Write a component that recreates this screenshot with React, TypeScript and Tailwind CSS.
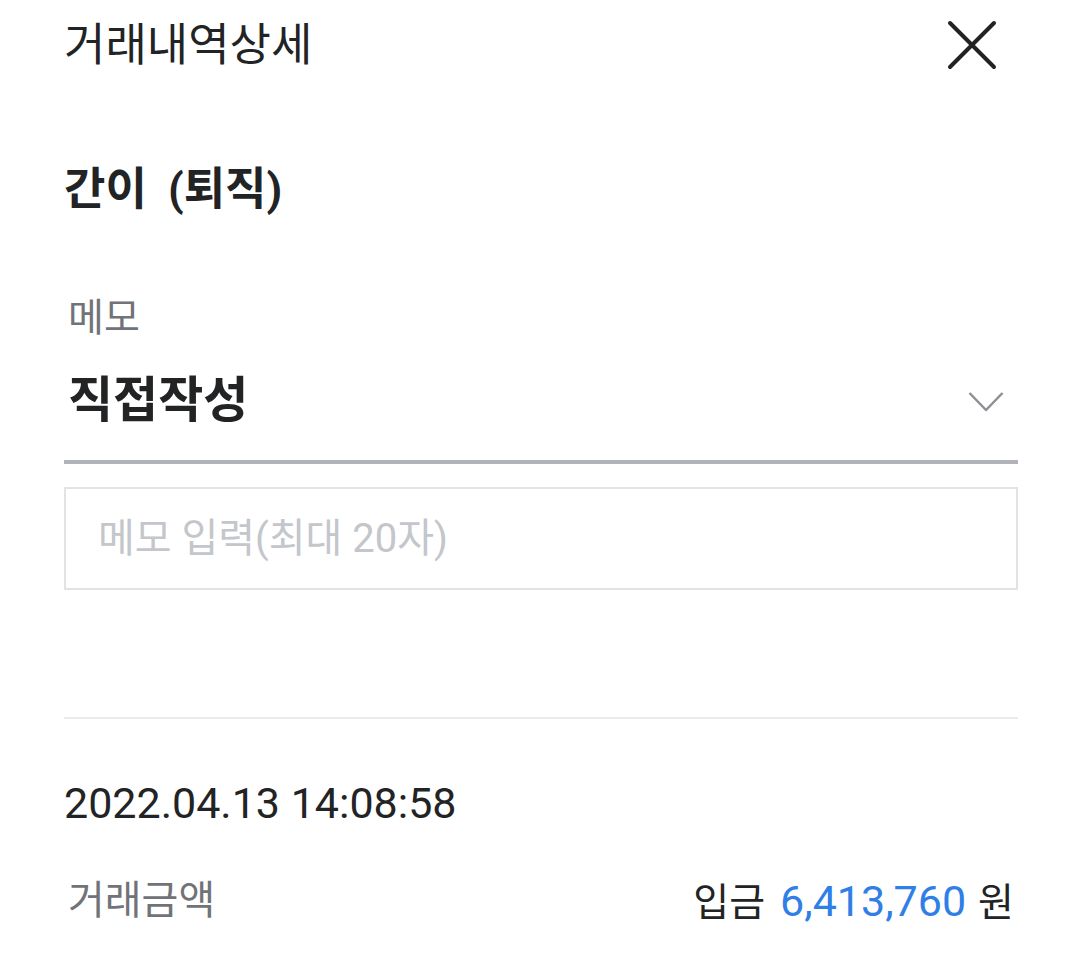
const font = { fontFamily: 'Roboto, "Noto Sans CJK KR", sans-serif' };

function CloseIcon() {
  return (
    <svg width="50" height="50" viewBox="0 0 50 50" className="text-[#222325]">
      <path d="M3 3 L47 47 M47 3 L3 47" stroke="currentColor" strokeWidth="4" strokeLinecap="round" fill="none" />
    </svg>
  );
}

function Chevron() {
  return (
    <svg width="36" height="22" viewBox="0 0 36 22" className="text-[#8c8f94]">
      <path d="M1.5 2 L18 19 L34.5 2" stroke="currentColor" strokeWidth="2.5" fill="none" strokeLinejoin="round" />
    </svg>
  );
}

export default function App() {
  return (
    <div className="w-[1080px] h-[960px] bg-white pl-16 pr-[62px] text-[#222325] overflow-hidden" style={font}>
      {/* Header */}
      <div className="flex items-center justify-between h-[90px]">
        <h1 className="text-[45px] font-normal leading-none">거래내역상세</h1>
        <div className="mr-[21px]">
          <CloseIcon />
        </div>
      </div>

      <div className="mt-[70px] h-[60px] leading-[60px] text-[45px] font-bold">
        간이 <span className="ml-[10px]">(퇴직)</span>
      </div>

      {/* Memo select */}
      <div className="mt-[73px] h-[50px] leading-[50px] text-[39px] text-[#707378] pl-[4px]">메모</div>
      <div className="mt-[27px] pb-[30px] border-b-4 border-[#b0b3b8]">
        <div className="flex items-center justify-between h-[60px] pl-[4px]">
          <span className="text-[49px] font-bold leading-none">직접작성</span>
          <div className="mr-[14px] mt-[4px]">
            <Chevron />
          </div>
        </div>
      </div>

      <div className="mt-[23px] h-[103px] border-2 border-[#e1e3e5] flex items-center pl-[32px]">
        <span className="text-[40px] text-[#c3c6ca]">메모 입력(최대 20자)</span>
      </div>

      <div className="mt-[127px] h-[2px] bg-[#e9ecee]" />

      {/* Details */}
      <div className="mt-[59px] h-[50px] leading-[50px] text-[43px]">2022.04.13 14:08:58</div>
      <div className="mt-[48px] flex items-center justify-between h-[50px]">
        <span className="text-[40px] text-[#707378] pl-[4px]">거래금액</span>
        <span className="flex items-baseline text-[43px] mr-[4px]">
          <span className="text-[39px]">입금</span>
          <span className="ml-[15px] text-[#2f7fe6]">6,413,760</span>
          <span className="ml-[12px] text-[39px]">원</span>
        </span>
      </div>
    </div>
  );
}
########
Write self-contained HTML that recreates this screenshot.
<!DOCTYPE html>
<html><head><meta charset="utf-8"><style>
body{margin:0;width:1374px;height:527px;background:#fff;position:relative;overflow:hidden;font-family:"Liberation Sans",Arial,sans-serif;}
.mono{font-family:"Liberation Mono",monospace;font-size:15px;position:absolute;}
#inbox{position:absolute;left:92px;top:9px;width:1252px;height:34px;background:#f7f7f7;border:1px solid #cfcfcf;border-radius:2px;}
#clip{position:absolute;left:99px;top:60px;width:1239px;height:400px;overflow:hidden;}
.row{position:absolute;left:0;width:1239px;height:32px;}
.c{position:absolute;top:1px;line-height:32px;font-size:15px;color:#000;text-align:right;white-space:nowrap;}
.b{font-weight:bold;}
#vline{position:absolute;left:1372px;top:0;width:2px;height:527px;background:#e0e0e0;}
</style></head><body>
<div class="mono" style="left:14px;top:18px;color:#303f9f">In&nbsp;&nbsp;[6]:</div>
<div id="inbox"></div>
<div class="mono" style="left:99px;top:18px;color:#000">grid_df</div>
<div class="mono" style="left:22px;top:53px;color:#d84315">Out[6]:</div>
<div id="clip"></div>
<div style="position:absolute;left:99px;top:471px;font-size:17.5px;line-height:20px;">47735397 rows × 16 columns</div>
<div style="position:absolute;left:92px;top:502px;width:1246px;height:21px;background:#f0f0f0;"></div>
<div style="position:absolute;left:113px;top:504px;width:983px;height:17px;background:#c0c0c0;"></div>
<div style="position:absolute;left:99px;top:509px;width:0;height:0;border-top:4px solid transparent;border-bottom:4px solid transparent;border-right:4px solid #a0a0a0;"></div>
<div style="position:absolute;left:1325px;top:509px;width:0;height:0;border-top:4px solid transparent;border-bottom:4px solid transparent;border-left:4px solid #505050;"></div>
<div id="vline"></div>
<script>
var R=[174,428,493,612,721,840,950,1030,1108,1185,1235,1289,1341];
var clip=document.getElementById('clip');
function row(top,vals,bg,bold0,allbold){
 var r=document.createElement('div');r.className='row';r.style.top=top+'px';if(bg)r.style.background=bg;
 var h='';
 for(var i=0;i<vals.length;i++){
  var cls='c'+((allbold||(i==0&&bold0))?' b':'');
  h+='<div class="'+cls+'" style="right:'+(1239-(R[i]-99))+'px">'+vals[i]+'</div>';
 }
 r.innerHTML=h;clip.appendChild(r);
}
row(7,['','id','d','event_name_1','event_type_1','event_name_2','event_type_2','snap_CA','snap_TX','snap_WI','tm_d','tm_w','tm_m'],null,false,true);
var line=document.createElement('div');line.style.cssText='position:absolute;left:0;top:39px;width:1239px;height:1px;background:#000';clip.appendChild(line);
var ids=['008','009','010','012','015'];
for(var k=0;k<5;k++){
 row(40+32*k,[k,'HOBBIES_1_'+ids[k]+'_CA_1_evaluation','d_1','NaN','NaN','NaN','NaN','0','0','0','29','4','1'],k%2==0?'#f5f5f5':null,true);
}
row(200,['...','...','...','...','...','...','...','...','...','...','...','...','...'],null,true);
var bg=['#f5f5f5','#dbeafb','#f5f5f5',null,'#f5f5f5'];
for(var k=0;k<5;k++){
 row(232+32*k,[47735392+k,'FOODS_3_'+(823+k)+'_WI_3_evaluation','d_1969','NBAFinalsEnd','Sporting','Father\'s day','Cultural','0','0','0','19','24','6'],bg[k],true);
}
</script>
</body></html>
########
● **Objective**:
Count the lines of the data that include the string "Write", and give only that number.

● **Complete answer**:
2